YEVMİYE BİRİKTİRİP MARKET AÇMIŞLAR

Küçük Afgan lokantasından çıktıktan sonra, Afganların çokça yaşadıkları sokakta ilerliyorum ve bir Afgan marketine giriyorum.

Marketin ortaklarından Hidari, 2008'den beri bu dükkânı işlettiklerini söylüyor, önce ağabeyinin 2001'de geldiğini burada her işi yaptığını, 20 liraya 30 liraya çalışarak para biriktirerek burayı açtığını söylüyor. Market kalabalık, müşterilerden biri Afgan pilavı için kuş üzümü aradığını söylüyor. Müşteriyle tanışmak istiyorum. Kabul ediyor. Dükkânın üstündeki apartmanın ikinci katına çıkıyoruz. 

Küçük mutfakta tüpün üstünde büyük bir kazanda Afgan pilavı kaynıyor. Yemeği Hikmet pişiriyor. Üç aydır Türkiye'deymiş. İnşaatlarda çalışıyormuş. Küçüksu'da kurulan Afgan amele pazarından söz açıyor. Sabahın ilk saatlerinde amele pazarına gittiklerini, daha sonra insanların araçlarıyla gelerek onları seçtiğini anlatıyor. 

CAMİ İÇİN YARDIM

Bu sırada pilav pişiyor, salona buyur ediliyorum. Büyükçe bir salonda Afganlar bağdaş kurup oturmuşlar. Evde normalde sekiz kişi kaldıklarını söylüyorlar, bugün toplantıları olduğundan dolayı misafirleri gelecekmiş. Bu nedenle bolca Afgan pilavı pişiriyorlar.

İki oda ve mutfaktan oluşan evde, salonda 10 kişi oturuyoruz Afganlar bir taraftan göz uçlarıyla televizyona bakarken, bir ellerinde telefon eksik değil. Afganistan'da gün içinde olan bitenden haberleri var, bunu bana telefonlarında gösteriyorlar.

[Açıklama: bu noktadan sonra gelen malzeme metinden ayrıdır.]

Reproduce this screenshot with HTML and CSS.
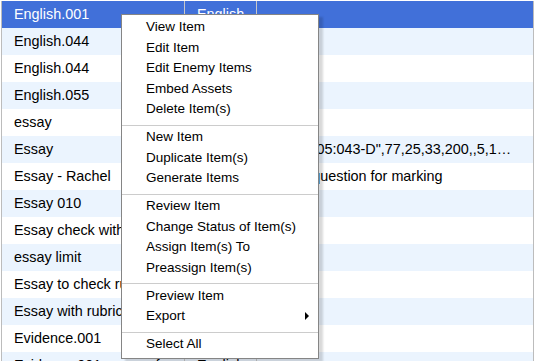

Akşamki toplantıya davetliler gelmeye başlıyorlar.  Afganistan'da yapılacak cami için yardım toplanacağını öğreniyorum toplantıda. 

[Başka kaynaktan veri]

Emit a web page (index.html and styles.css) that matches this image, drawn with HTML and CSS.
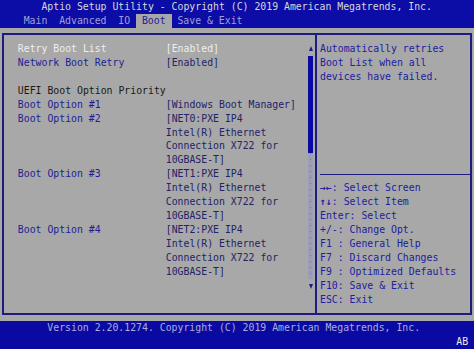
FILE: index.html
```html
<!DOCTYPE html>
<html lang="en">
<head>
    <meta charset="UTF-8">
    <meta name="viewport" content="width=device-width, initial-scale=1.0">
    <title>Aptio Setup Utility - Boot</title>
    <link rel="stylesheet" href="styles.css">
</head>
<body>
    <header class="topbar">
        <div class="title">Aptio Setup Utility - Copyright (C) 2019 American Megatrends, Inc.</div>
        <nav class="tabs">
            <span class="tab">Main</span><span class="tab">Advanced</span><span class="tab">IO</span><span class="tab active">Boot</span><span class="tab">Save &amp; Exit</span>
        </nav>
    </header>

    <main class="frame">
        <section class="left">
            <div class="options">
                <div class="label selected">Retry Boot List</div>
                <div class="value selected">[Enabled]</div>

                <div class="label">Network Boot Retry</div>
                <div class="value">[Enabled]</div>

                <div class="blank"></div>
                <div class="subtitle">UEFI Boot Option Priority</div>

                <div class="label">Boot Option #1</div>
                <div class="value">[Windows Boot Manager]</div>

                <div class="label">Boot Option #2</div>
                <div class="value">[NET0:PXE IP4<br>Intel(R) Ethernet<br>Connection X722 for<br>10GBASE-T]</div>

                <div class="label">Boot Option #3</div>
                <div class="value">[NET1:PXE IP4<br>Intel(R) Ethernet<br>Connection X722 for<br>10GBASE-T]</div>

                <div class="label">Boot Option #4</div>
                <div class="value">[NET2:PXE IP4<br>Intel(R) Ethernet<br>Connection X722 for<br>10GBASE-T]</div>
            </div>

            <div class="scrollbar">
                <div class="arrow"><span class="up"></span></div>
                <div class="thumb"></div>
                <div class="track"></div>
                <div class="arrow"><span class="down"></span></div>
            </div>
        </section>

        <aside class="right">
            <div class="help">Automatically retries<br>Boot List when all<br>devices have failed.</div>
            <div class="rule"></div>
            <ul class="keys">
                <li><b class="key">→←</b>: Select Screen</li>
                <li><b class="key">↑↓</b>: Select Item</li>
                <li>Enter: Select</li>
                <li>+/-: Change Opt.</li>
                <li>F1 : General Help</li>
                <li>F7 : Discard Changes</li>
                <li>F9 : Optimized Defaults</li>
                <li>F10: Save &amp; Exit</li>
                <li>ESC: Exit</li>
            </ul>
        </aside>
    </main>

    <footer class="footer">
        <div class="version">Version 2.20.1274. Copyright (C) 2019 American Megatrends, Inc.</div>
        <div class="badge">AB</div>
    </footer>
</body>
</html>
```

FILE: styles.css
```css
/* 80x25 text screen: one cell is 1ch wide and one row high */
:root {
    --row: 13.96px;
    --blue: #0c0ca6;
    --gray: #a8a8a8;
    --navy: #1e1e96;
    --line: #1c1c7e;
}

body {
    margin: 0;
    width: 474px;
    height: 349px;
    display: flex;
    flex-direction: column;
    overflow: hidden;
    background: var(--gray);
    color: var(--navy);
    font-family: "DejaVu Sans Mono", "Liberation Mono", monospace;
    font-size: 9.84px;
    line-height: var(--row);
    white-space: nowrap;
}

.topbar {
    background: var(--blue);
    height: calc(2 * var(--row));
}
.title {
    padding-left: 7ch;
    color: #d8d8d8;
}
.tabs {
    display: flex;
    padding-left: 3ch;
}
.tab {
    padding: 0 1ch;
    color: #a0a0d8;
    white-space: pre;
}
.tab.active {
    background: var(--gray);
    color: var(--navy);
}

.frame {
    flex: 1;
    display: flex;
    margin: 5px 2px 6px 2px;
    border: 2px solid var(--line);
}

.left {
    display: flex;
    width: 311px;
    padding-top: 6.9px;
    box-sizing: border-box;
}
.options {
    flex: 1;
    display: grid;
    grid-template-columns: 25ch 1fr;
    grid-auto-rows: min-content;
    align-content: start;
    padding-left: 13.8px;
}
.label {
    color: var(--navy);
}
.value {
    color: #222266;
}
.selected {
    color: #eeeeee;
}
.blank {
    grid-column: 1 / 3;
    height: var(--row);
}
.subtitle {
    grid-column: 1 / 3;
    color: #181818;
}

.scrollbar {
    align-self: flex-start;
    display: flex;
    flex-direction: column;
    width: 5px;
    height: calc(18 * var(--row));
    margin-right: 2px;
}
.arrow {
    height: var(--row);
    display: flex;
    align-items: center;
    justify-content: center;
}
.up, .down {
    width: 0;
    height: 0;
    border-left: 2.5px solid transparent;
    border-right: 2.5px solid transparent;
}
.up {
    border-bottom: 5px solid var(--line);
}
.down {
    border-top: 5px solid var(--line);
}
.thumb {
    height: 97px;
    background: #0b0ba4;
}
.track {
    flex: 1;
    background-color: #9c9cb8;
    background-image: repeating-linear-gradient(to bottom, #74749a 0 1px, transparent 1px 6px);
    background-size: 1px 100%;
    background-position: center;
    background-repeat: no-repeat;
}

.right {
    flex: 1;
    border-left: 2px solid var(--line);
    padding: 6.9px 0 0 3px;
}
.help {
    height: calc(9 * var(--row));
    color: #2020a0;
}
.rule {
    height: 1px;
    margin: 6.5px 0 6.46px 0;
    background: var(--line);
}
.keys {
    margin: 0;
    padding: 0;
    list-style: none;
    color: #2020a0;
}
.key {
    font-weight: bold;
}

.footer {
    background: #0a0aa2;
    height: calc(2 * var(--row));
}
.version {
    padding-left: 8ch;
    color: #acacdc;
}
.badge {
    text-align: right;
    padding-right: 1ch;
    color: #ececec;
}
```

Afganistan'nın bütün umutlarını ve heyecanlarını bırakıp İstanbul'da şirin Küçüksu mahallesine ve ara sokaklara yerleşmişler. Sevdiklerini Afganistan'da bırakıp gelmişler, onlara bakmak için para kazanıyorlar. Yıllar önce bu topraklarda çalışıp para biriktirmiş dükkân açmış olanları da var. Kendimi birkaç saatliğine bir Afgan dünyasında bulmuştum. Boğazın Anadolu yakasında şirin Küçüksu semtinde.